▶ [Aim of the exercise]:
Go through the material below, count the lines with the word "page", and reply with the count alone.

▶ [Data to process]:
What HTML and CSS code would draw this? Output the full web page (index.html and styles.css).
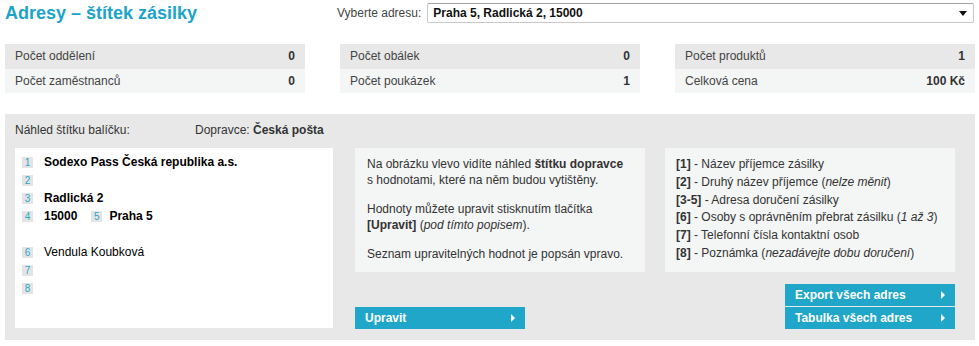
FILE: index.html
```html
<!DOCTYPE html>
<html lang="cs">
<head>
    <meta charset="UTF-8">
    <title>Adresy – štítek zásilky</title>
    <link rel="stylesheet" href="styles.css">
</head>
<body>
    <div class="header">
        <h1 class="title">Adresy – štítek zásilky</h1>
        <label class="select-label">Vyberte adresu:</label>
        <div class="select">
            <span>Praha 5, Radlická 2, 15000</span>
            <span class="select-arrow"></span>
        </div>
    </div>

    <div class="stats">
        <div class="stat-box">
            <div class="stat-row"><span>Počet oddělení</span><b>0</b></div>
            <div class="stat-row"><span>Počet zaměstnanců</span><b>0</b></div>
        </div>
        <div class="stat-box">
            <div class="stat-row"><span>Počet obálek</span><b>0</b></div>
            <div class="stat-row"><span>Počet poukázek</span><b>1</b></div>
        </div>
        <div class="stat-box">
            <div class="stat-row"><span>Počet produktů</span><b>1</b></div>
            <div class="stat-row"><span>Celková cena</span><b>100 Kč</b></div>
        </div>
    </div>

    <div class="panel">
        <div class="panel-head">
            <span class="preview-title">Náhled štítku balíčku:</span>
            <span>Dopravce: <b>Česká pošta</b></span>
        </div>
        <div class="panel-body">
            <div class="label-box">
                <div class="line bold"><span class="num">1</span>Sodexo Pass Česká republika a.s.</div>
                <div class="line"><span class="num">2</span></div>
                <div class="line bold"><span class="num">3</span>Radlická 2</div>
                <div class="line bold"><span class="num">4</span>15000<span class="num num-inline">5</span>Praha 5</div>
                <div class="line"></div>
                <div class="line"><span class="num">6</span>Vendula Koubková</div>
                <div class="line"><span class="num">7</span></div>
                <div class="line"><span class="num">8</span></div>
            </div>

            <div class="column">
                <div class="info">
                    <p>Na obrázku vlevo vidíte náhled <b>štítku dopravce</b><br>s hodnotami, které na něm budou vytištěny.</p>
                    <p>Hodnoty můžete upravit stisknutím tlačítka<br><b>[Upravit]</b> (<i>pod tímto popisem</i>).</p>
                    <p>Seznam upravitelných hodnot je popsán vpravo.</p>
                </div>
                <div class="buttons">
                    <a class="btn">Upravit<span class="arrow"></span></a>
                </div>
            </div>

            <div class="column column-right">
                <div class="info legend">
                    <div><b>[1]</b> - Název příjemce zásilky</div>
                    <div><b>[2]</b> - Druhý název příjemce (<i>nelze měnit</i>)</div>
                    <div><b>[3-5]</b> - Adresa doručení zásilky</div>
                    <div><b>[6]</b> - Osoby s oprávněním přebrat zásilku (<i>1 až 3</i>)</div>
                    <div><b>[7]</b> - Telefonní čísla kontaktní osob</div>
                    <div><b>[8]</b> - Poznámka (<i>nezadávejte dobu doručení</i>)</div>
                </div>
                <div class="buttons">
                    <a class="btn">Export všech adres<span class="arrow"></span></a>
                    <a class="btn">Tabulka všech adres<span class="arrow"></span></a>
                </div>
            </div>
        </div>
    </div>
</body>
</html>
```

FILE: styles.css
```css
body {
    margin: 0;
    padding: 0 5px;
    font-family: "Liberation Sans", Arial, sans-serif;
    font-size: 12px;
    color: #333;
    background-color: white;
    width: 970px;
}

.header {
    display: flex;
    align-items: center;
    height: 26px;
}

.title {
    margin: 0;
    width: 332px;
    font-size: 18px;
    line-height: 22px;
    color: #1ca3c8;
    font-weight: bold;
}

.select-label {
    color: #444;
    margin-right: 6px;
}

.select {
    flex: 1;
    display: flex;
    justify-content: space-between;
    align-items: center;
    height: 18px;
    padding: 0 6px 0 5px;
    border: 1px solid #c8c8c8;
    border-top-color: #a0a0a0;
    border-radius: 2px;
    font-weight: bold;
    color: #111;
    margin-right: 1px;
}

.select-arrow {
    width: 0;
    height: 0;
    border-left: 4px solid transparent;
    border-right: 4px solid transparent;
    border-top: 5px solid #111;
    margin-top: 1px;
}

.stats {
    display: flex;
    justify-content: space-between;
    margin-top: 18px;
}

.stat-box {
    width: 300px;
}

.stat-row {
    display: flex;
    justify-content: space-between;
    height: 25px;
    line-height: 25px;
    padding: 0 10px;
    color: #444;
    background-color: #e8e8e8;
}

.stat-row:last-child {
    height: 24px;
    line-height: 24px;
    background-color: #f4f5f5;
}

.stat-row b {
    color: #333;
}

.panel {
    margin-top: 21px;
    background-color: #e8e8e8;
    padding: 0 20px 12px 10px;
}

.panel-head {
    display: flex;
    align-items: center;
    height: 34px;
    padding-bottom: 2px;
    box-sizing: border-box;
    color: #333;
}

.preview-title {
    width: 180px;
}

.panel-body {
    display: flex;
}

.label-box {
    width: 311px;
    height: 175px;
    padding: 5px 0 0 7px;
    background-color: white;
    color: #000;
}

.line {
    display: flex;
    align-items: center;
    height: 18px;
}

.bold {
    font-weight: bold;
}

.num {
    display: inline-block;
    width: 11px;
    height: 11px;
    line-height: 11px;
    margin-right: 11px;
    background-color: #e4e4e4;
    color: #2aa6cc;
    font-size: 10px;
    font-weight: normal;
    text-align: center;
}

.num-inline {
    margin-left: 14px;
    margin-right: 7px;
}

.column {
    display: flex;
    flex-direction: column;
    justify-content: space-between;
    width: 290px;
    margin-left: 22px;
}

.column-right {
    margin-left: 20px;
}

.info {
    height: 124px;
    box-sizing: border-box;
    padding: 8px 10px 0 12px;
    background-color: #f4f5f5;
    line-height: 16px;
}

.info p {
    margin: 0 0 13px;
}

.legend {
    padding: 8px 8px 0 11px;
    line-height: 17.8px;
}

.buttons {
    display: flex;
    flex-direction: column;
    gap: 1px;
    margin-bottom: -1px;
}

.btn {
    display: flex;
    justify-content: space-between;
    align-items: center;
    width: 170px;
    height: 22px;
    box-sizing: border-box;
    padding: 0 10px;
    background-color: #1fa6c9;
    color: white;
    font-weight: bold;
}

.column-right .buttons {
    align-items: flex-end;
}

.arrow {
    width: 0;
    height: 0;
    border-top: 4px solid transparent;
    border-bottom: 4px solid transparent;
    border-left: 4px solid white;
}
```
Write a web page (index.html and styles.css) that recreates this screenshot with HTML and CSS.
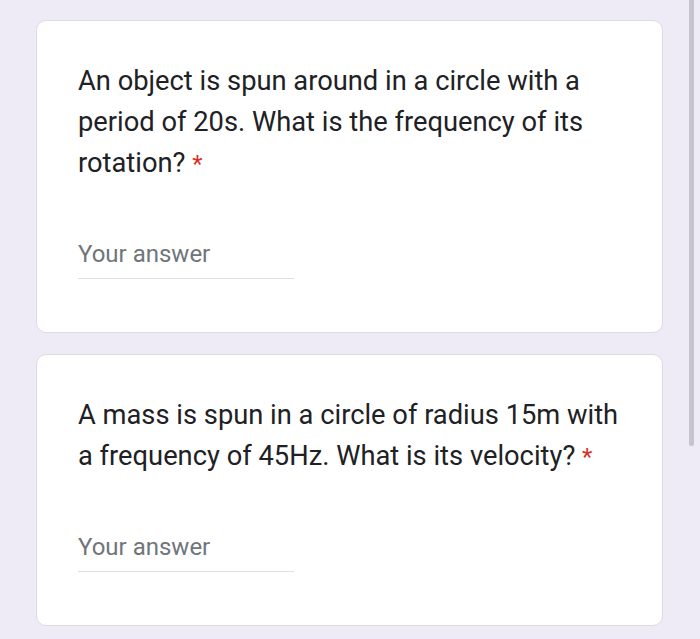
FILE: index.html
```html
<!DOCTYPE html>
<html>
<head>
<meta charset="utf-8">
<link rel="stylesheet" href="styles.css">
</head>
<body>
<div class="page">
  <div class="card">
    <div class="question">An object is spun around in a circle with a period of 20s. What is the frequency of its rotation? <span class="req">*</span></div>
    <div class="answer">Your answer</div>
  </div>
  <div class="card">
    <div class="question">A mass is spun in a circle of radius 15m with a frequency of 45Hz. What is its velocity? <span class="req">*</span></div>
    <div class="answer">Your answer</div>
  </div>
</div>
<div class="scrollbar"></div>
</body>
</html>
```
FILE: styles.css
```css
html, body {
  margin: 0;
  padding: 0;
  height: 639px;
  overflow: hidden;
  background: #eeeaf6;
}
.page {
  padding: 20px 0 0 36px;
  width: 627px;
  display: flex;
  flex-direction: column;
  gap: 21px;
  font-family: Roboto, "Liberation Sans", sans-serif;
}
.card {
  background: #ffffff;
  border: 1px solid #dcdae2;
  border-radius: 10px;
  padding: 40px 30px 53px 41px;
}
.question {
  font-size: 27.3px;
  line-height: 41px;
  color: #202124;
}
.req {
  color: #d93025;
  font-size: 24px;
}
.answer {
  margin-top: 55px;
  width: 216px;
  font-size: 24px;
  line-height: 28px;
  color: #70757a;
  padding-bottom: 10px;
  border-bottom: 1px solid #e0e0e0;
}
.scrollbar {
  position: absolute;
  left: 689px;
  top: 0;
  width: 5px;
  height: 446px;
  background: #c6c3cc;
  border-radius: 0 0 3px 3px;
}
```
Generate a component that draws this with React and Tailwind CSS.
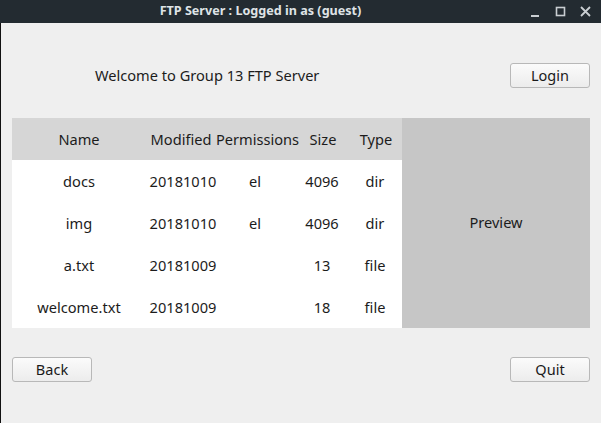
const rows = [
  { name: 'docs', modified: '20181010', perm: 'el', size: '4096', type: 'dir' },
  { name: 'img', modified: '20181010', perm: 'el', size: '4096', type: 'dir' },
  { name: 'a.txt', modified: '20181009', perm: '', size: '13', type: 'file' },
  { name: 'welcome.txt', modified: '20181009', perm: '', size: '18', type: 'file' },
];

function Btn({ children }) {
  return (
    <button className="w-[80px] h-[25px] rounded-[3px] border border-[#b8b8b8] bg-gradient-to-b from-[#fbfbfb] to-[#ececec] text-[14.5px] text-[#1a1a1a] leading-none">
      {children}
    </button>
  );
}

export default function App() {
  return (
    <div
      className="w-[601px] h-[423px] flex flex-col bg-[#efefef] text-[#1c1c1c] overflow-hidden"
      style={{ fontFamily: '"Noto Sans", "Open Sans", sans-serif' }}
    >
      {/* Title bar */}
      <div className="h-[23px] bg-[#232b31] flex items-center relative shrink-0">
        <div className="w-full pr-[80px] text-center text-[12.6px] font-bold text-[#dfe3e6] leading-none">
          FTP Server : Logged in as (guest)
        </div>
        <div className="absolute right-[10px] top-0 h-full flex items-center gap-[14px] text-[#c9ced2]">
          <svg width="11" height="11" viewBox="0 0 11 11"><rect x="1" y="9" width="8" height="2" fill="currentColor" /></svg>
          <svg width="11" height="11" viewBox="0 0 11 11"><rect x="1.5" y="1.5" width="8" height="8" fill="none" stroke="currentColor" strokeWidth="1.6" /></svg>
          <svg width="11" height="11" viewBox="0 0 11 11"><path d="M1 1 L10 10 M10 1 L1 10" stroke="currentColor" strokeWidth="1.8" /></svg>
        </div>
      </div>

      <div className="flex-1 flex flex-col border-l border-[#111]">
        {/* Header row */}
        <div className="flex items-center justify-between pt-[40px] pl-[94px] pr-[11px]">
          <span className="text-[14.6px]">Welcome to Group 13 FTP Server</span>
          <Btn>Login</Btn>
        </div>

        {/* Table + preview */}
        <div className="flex mt-[30px] ml-[11px] mr-[11px] h-[210px]">
          <div className="w-[390px] flex flex-col bg-white text-[14.6px]">
            <div className="h-[42px] pt-[2px] bg-[#d6d6d6] grid grid-cols-[134px_70px_76px_62px_44px] items-center text-center whitespace-nowrap">
              <span>Name</span>
              <span>Modified</span>
              <span>Permissions</span>
              <span>Size</span>
              <span>Type</span>
            </div>
            {rows.map((r) => (
              <div key={r.name} className="h-[42px] pt-[2px] grid grid-cols-[134px_74px_70px_64px_42px] items-center text-center">
                <span>{r.name}</span>
                <span>{r.modified}</span>
                <span>{r.perm}</span>
                <span>{r.size}</span>
                <span>{r.type}</span>
              </div>
            ))}
          </div>
          <div className="flex-1 bg-[#c6c6c6] flex items-center justify-center text-[14.6px]">
            Preview
          </div>
        </div>

        {/* Bottom buttons */}
        <div className="flex justify-between mt-[29px] pl-[11px] pr-[11px]">
          <Btn>Back</Btn>
          <Btn>Quit</Btn>
        </div>
      </div>
    </div>
  );
}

▶ [Complete output]:
4